STATED GOAL
Your answer should be a single number: the count of lines in the material below that hold "TypeScript".

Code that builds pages
↓

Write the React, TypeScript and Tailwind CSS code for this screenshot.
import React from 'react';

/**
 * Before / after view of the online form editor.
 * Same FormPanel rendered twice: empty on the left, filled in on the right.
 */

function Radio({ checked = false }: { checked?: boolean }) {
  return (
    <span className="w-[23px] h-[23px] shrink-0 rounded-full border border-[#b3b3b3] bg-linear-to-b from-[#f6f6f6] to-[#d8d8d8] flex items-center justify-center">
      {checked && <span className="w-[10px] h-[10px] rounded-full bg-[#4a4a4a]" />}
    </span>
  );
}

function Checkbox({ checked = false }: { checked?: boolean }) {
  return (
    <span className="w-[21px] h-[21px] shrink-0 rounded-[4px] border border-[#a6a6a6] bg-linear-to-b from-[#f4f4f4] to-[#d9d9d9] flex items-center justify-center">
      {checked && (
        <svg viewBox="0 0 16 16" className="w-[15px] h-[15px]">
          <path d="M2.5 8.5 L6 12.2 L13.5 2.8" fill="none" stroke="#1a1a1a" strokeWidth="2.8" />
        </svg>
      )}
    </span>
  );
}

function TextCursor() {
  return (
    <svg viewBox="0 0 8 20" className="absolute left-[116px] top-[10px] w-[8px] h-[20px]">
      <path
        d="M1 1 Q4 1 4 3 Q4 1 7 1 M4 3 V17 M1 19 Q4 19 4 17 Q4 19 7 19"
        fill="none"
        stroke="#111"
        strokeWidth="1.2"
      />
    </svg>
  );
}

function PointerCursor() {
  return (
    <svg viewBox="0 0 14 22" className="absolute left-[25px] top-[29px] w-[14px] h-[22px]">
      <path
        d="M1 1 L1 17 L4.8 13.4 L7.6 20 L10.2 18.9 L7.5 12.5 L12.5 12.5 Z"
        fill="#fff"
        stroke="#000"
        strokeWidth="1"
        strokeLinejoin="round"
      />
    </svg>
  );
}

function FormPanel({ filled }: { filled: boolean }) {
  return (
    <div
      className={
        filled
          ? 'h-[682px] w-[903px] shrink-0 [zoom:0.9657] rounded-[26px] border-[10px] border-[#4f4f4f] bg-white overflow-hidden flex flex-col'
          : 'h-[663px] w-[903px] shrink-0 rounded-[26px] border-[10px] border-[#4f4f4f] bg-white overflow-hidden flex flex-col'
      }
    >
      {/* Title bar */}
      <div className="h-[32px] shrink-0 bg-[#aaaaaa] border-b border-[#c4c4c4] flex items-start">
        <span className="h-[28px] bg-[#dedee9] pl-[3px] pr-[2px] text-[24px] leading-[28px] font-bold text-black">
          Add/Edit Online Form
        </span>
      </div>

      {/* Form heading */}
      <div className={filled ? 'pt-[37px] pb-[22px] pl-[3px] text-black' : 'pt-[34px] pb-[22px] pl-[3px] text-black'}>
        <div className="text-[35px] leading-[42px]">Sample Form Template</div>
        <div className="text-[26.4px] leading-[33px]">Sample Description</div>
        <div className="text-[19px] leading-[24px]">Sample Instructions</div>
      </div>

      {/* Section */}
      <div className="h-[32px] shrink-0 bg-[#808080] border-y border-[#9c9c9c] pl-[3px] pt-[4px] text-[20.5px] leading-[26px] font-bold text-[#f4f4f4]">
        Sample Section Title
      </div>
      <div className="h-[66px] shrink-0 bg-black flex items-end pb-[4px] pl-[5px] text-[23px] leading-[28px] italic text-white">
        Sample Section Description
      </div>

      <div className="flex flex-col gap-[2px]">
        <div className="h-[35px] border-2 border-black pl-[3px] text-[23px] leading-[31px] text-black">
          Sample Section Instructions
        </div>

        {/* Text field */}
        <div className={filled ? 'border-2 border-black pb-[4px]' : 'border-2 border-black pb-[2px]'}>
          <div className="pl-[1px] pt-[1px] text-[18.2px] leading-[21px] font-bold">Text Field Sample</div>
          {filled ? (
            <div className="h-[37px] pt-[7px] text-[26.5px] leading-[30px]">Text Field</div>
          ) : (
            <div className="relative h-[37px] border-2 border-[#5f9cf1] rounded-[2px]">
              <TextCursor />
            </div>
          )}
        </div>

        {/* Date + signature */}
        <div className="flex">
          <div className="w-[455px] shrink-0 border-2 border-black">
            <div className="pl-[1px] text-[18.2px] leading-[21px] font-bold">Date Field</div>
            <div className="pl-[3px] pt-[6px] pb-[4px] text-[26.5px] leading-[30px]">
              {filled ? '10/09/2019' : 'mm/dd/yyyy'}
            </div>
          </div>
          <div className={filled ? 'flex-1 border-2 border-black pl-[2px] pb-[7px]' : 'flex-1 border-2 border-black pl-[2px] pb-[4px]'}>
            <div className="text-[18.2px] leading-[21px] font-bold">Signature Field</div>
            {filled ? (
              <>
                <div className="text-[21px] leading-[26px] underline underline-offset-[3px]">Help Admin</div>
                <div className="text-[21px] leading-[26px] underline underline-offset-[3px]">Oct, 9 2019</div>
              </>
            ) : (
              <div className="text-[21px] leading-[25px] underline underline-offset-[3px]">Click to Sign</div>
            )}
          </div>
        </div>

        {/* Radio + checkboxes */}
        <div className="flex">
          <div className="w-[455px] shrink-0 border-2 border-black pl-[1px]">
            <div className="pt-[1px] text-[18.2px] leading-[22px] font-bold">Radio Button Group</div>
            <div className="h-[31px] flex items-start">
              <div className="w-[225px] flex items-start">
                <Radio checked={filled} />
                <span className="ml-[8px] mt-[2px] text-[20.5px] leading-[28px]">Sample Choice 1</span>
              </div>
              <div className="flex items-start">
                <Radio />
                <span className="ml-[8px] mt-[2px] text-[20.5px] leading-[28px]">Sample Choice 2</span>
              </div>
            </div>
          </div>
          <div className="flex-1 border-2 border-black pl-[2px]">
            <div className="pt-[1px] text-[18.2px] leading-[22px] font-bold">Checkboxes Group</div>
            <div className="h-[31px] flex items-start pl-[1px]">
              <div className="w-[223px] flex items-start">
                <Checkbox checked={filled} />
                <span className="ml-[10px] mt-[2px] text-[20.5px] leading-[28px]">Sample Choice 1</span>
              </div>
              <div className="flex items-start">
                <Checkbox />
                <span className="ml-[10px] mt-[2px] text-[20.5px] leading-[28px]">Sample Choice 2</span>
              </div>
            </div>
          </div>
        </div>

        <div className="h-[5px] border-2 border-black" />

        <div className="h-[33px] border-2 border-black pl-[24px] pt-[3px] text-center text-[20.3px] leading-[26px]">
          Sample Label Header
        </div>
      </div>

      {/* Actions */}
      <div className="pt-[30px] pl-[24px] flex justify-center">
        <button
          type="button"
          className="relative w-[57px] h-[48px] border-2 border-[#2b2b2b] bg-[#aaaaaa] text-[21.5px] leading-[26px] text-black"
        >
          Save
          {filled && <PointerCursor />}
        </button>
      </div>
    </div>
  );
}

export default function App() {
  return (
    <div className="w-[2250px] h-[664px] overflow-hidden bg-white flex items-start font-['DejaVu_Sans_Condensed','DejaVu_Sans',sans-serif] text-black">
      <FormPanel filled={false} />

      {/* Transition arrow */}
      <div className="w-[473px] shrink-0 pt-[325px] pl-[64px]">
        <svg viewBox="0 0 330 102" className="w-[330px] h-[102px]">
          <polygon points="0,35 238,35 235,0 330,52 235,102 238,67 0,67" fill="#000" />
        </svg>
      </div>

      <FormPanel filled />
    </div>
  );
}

↑
↓

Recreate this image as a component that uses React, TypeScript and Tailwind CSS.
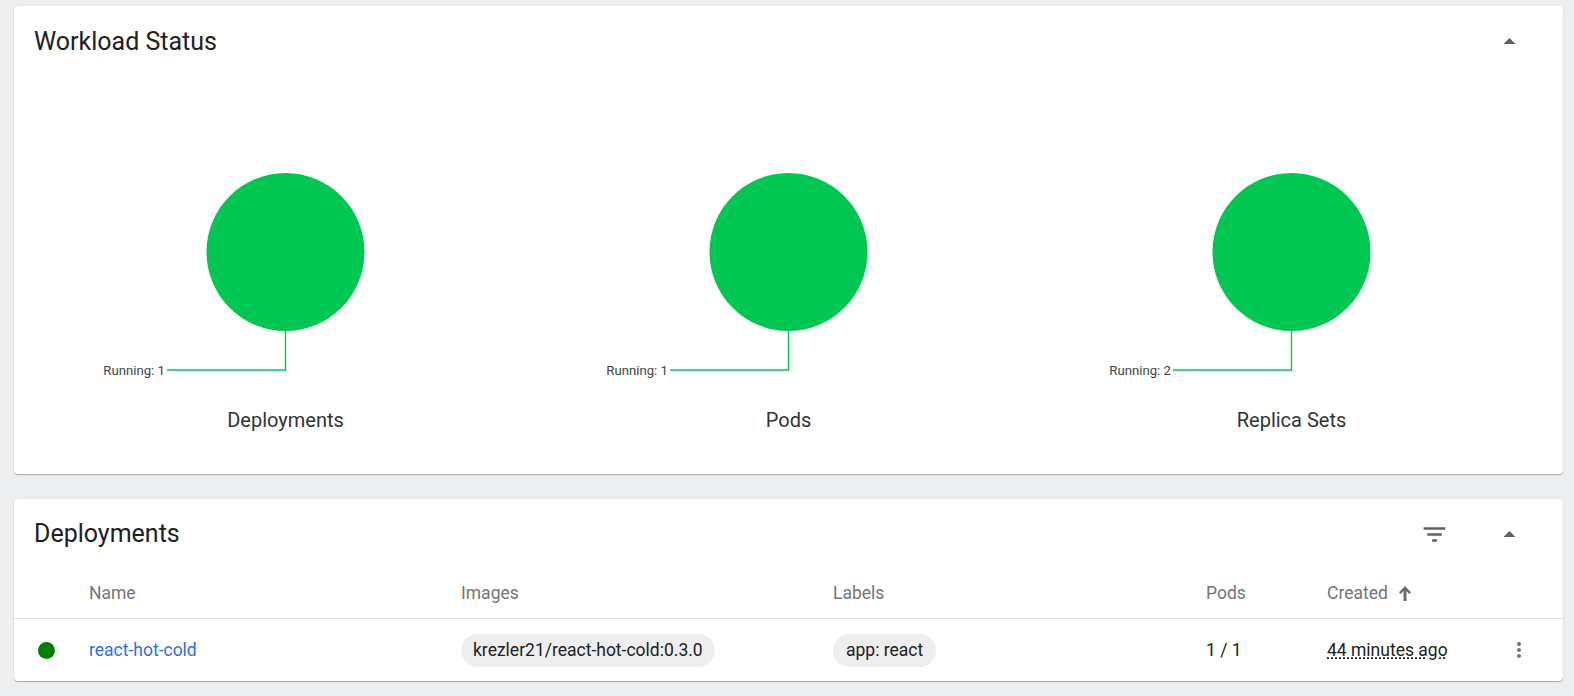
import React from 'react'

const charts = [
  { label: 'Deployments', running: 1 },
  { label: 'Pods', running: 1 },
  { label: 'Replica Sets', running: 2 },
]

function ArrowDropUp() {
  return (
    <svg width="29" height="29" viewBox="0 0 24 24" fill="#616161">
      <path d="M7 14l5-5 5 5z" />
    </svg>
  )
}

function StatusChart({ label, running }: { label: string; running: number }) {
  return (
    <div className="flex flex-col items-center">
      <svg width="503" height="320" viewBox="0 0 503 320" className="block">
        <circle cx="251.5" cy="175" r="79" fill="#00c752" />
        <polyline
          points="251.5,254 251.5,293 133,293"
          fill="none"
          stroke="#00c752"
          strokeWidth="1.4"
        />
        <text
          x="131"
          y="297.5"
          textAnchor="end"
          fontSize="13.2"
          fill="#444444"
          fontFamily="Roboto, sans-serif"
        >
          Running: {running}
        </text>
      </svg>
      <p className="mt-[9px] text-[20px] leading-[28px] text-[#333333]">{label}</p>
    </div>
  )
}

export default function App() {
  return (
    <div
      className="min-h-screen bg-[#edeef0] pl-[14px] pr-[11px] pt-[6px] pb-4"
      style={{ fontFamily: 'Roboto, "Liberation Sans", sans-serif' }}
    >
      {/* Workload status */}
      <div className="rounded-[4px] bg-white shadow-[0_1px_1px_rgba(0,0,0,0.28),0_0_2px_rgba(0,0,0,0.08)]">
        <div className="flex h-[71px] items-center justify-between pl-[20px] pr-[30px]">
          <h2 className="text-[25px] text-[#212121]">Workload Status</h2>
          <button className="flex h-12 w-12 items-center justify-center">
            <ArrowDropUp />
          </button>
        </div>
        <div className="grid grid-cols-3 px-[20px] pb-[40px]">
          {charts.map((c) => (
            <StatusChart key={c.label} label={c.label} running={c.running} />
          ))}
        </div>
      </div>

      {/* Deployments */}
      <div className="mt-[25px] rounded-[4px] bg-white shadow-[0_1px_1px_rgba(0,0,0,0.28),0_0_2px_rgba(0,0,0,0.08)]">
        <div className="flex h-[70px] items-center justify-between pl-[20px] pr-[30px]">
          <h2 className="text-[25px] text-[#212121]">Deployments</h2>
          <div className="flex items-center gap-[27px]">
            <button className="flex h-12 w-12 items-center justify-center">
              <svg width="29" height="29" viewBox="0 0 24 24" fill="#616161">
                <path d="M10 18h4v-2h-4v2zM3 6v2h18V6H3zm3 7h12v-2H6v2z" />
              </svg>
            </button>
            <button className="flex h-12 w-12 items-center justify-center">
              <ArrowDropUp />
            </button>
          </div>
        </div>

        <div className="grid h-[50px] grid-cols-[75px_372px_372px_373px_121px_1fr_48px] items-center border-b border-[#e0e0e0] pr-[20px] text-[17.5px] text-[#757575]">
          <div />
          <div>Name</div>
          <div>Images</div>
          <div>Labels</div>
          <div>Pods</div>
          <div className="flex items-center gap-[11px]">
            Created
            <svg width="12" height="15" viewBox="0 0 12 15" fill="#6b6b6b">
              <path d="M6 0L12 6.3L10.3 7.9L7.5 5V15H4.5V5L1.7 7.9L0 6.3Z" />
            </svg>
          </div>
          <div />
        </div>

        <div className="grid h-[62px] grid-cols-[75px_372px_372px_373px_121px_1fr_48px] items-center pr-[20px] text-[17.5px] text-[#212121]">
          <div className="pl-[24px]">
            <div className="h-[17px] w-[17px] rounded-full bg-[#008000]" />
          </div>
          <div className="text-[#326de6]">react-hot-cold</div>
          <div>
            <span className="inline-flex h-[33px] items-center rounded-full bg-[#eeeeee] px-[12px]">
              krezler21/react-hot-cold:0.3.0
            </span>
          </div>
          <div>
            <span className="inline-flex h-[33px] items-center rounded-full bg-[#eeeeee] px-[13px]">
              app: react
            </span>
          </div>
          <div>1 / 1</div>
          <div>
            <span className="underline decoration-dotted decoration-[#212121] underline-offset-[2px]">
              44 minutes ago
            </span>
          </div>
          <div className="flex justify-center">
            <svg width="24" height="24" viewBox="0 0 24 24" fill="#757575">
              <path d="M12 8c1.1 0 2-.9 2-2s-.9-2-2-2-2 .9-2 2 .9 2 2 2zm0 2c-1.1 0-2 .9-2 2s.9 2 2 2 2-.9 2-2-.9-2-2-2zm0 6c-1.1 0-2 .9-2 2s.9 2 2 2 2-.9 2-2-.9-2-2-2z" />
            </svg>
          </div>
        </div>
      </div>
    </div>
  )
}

↑

COMPLETE RESPONSE
2